▶ Exercise objective
Exclude images, then output the remaining data verbatim.

▶ Data shown
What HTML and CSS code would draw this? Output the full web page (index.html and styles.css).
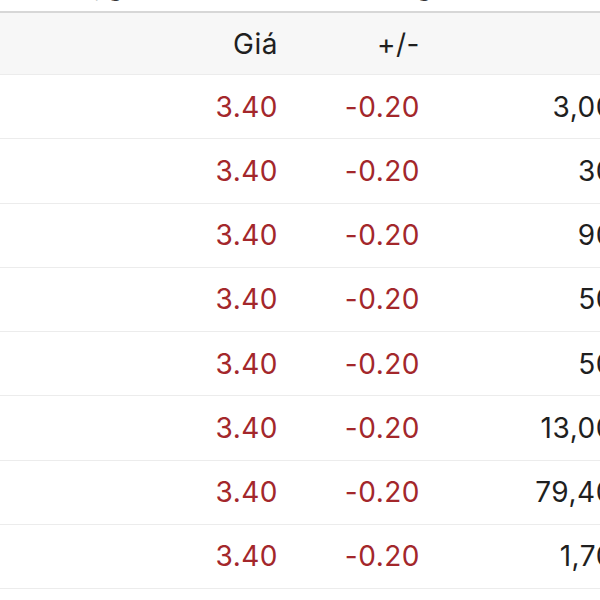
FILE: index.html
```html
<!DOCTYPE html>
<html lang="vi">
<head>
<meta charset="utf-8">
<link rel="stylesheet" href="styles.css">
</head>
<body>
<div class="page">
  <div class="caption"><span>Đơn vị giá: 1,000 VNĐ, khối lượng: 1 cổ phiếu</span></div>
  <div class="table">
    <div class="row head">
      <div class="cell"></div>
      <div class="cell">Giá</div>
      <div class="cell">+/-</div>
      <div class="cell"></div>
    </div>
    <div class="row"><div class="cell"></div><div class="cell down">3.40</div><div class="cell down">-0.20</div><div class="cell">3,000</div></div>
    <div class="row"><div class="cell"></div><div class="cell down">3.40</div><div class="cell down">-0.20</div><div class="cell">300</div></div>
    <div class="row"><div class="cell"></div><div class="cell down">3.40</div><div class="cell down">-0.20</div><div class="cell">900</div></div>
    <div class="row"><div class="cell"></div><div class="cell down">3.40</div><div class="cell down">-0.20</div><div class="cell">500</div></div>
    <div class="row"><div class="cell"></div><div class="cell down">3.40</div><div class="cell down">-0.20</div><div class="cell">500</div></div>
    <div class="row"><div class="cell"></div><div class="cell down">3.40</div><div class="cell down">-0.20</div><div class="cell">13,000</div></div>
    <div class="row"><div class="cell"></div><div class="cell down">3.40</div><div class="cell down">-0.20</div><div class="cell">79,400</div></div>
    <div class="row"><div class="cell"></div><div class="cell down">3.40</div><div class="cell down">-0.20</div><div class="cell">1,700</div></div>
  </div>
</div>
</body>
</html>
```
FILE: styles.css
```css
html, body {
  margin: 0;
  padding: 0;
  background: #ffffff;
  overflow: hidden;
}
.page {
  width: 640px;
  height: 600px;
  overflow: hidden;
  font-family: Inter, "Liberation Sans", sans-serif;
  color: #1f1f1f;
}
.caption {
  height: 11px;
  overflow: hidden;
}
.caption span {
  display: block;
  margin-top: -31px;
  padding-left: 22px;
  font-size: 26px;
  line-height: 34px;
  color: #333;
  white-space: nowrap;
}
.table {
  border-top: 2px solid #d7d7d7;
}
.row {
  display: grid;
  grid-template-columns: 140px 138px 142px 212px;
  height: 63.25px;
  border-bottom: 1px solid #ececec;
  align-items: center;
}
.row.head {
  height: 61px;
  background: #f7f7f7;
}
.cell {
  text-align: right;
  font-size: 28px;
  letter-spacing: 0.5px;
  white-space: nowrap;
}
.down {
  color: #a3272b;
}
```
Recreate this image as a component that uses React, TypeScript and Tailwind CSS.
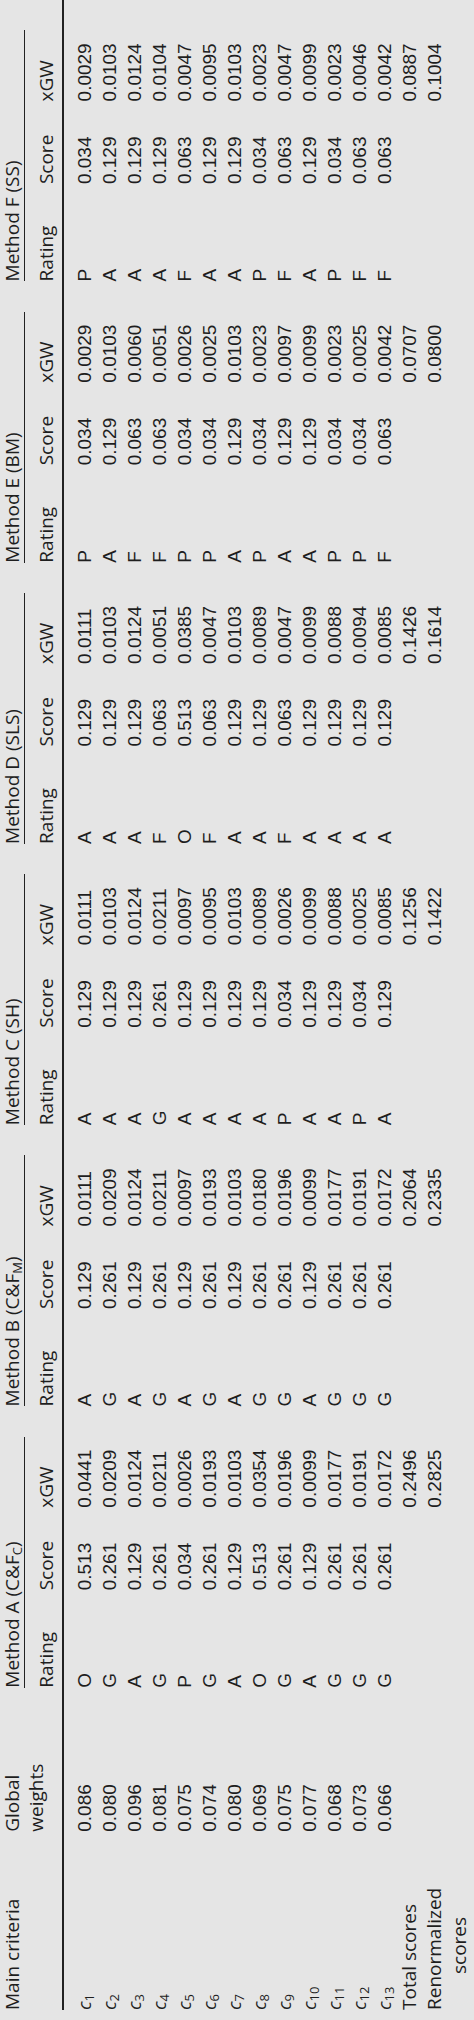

▶ Response
What HTML and CSS code would draw this? Output the full web page (index.html and styles.css).
FILE: index.html
```html
<!DOCTYPE html>
<html lang="vi">
<head>
<meta charset="utf-8">
<link rel="stylesheet" href="styles.css">
</head>
<body>
<div class="page">
  <div class="caption"><span>Đơn vị giá: 1,000 VNĐ, khối lượng: 1 cổ phiếu</span></div>
  <div class="table">
    <div class="row head">
      <div class="cell"></div>
      <div class="cell">Giá</div>
      <div class="cell">+/-</div>
      <div class="cell"></div>
    </div>
    <div class="row"><div class="cell"></div><div class="cell down">3.40</div><div class="cell down">-0.20</div><div class="cell">3,000</div></div>
    <div class="row"><div class="cell"></div><div class="cell down">3.40</div><div class="cell down">-0.20</div><div class="cell">300</div></div>
    <div class="row"><div class="cell"></div><div class="cell down">3.40</div><div class="cell down">-0.20</div><div class="cell">900</div></div>
    <div class="row"><div class="cell"></div><div class="cell down">3.40</div><div class="cell down">-0.20</div><div class="cell">500</div></div>
    <div class="row"><div class="cell"></div><div class="cell down">3.40</div><div class="cell down">-0.20</div><div class="cell">500</div></div>
    <div class="row"><div class="cell"></div><div class="cell down">3.40</div><div class="cell down">-0.20</div><div class="cell">13,000</div></div>
    <div class="row"><div class="cell"></div><div class="cell down">3.40</div><div class="cell down">-0.20</div><div class="cell">79,400</div></div>
    <div class="row"><div class="cell"></div><div class="cell down">3.40</div><div class="cell down">-0.20</div><div class="cell">1,700</div></div>
  </div>
</div>
</body>
</html>
```
FILE: styles.css
```css
html, body {
  margin: 0;
  padding: 0;
  background: #ffffff;
  overflow: hidden;
}
.page {
  width: 640px;
  height: 600px;
  overflow: hidden;
  font-family: Inter, "Liberation Sans", sans-serif;
  color: #1f1f1f;
}
.caption {
  height: 11px;
  overflow: hidden;
}
.caption span {
  display: block;
  margin-top: -31px;
  padding-left: 22px;
  font-size: 26px;
  line-height: 34px;
  color: #333;
  white-space: nowrap;
}
.table {
  border-top: 2px solid #d7d7d7;
}
.row {
  display: grid;
  grid-template-columns: 140px 138px 142px 212px;
  height: 63.25px;
  border-bottom: 1px solid #ececec;
  align-items: center;
}
.row.head {
  height: 61px;
  background: #f7f7f7;
}
.cell {
  text-align: right;
  font-size: 28px;
  letter-spacing: 0.5px;
  white-space: nowrap;
}
.down {
  color: #a3272b;
}
```
Recreate this image as a component that uses React, TypeScript and Tailwind CSS.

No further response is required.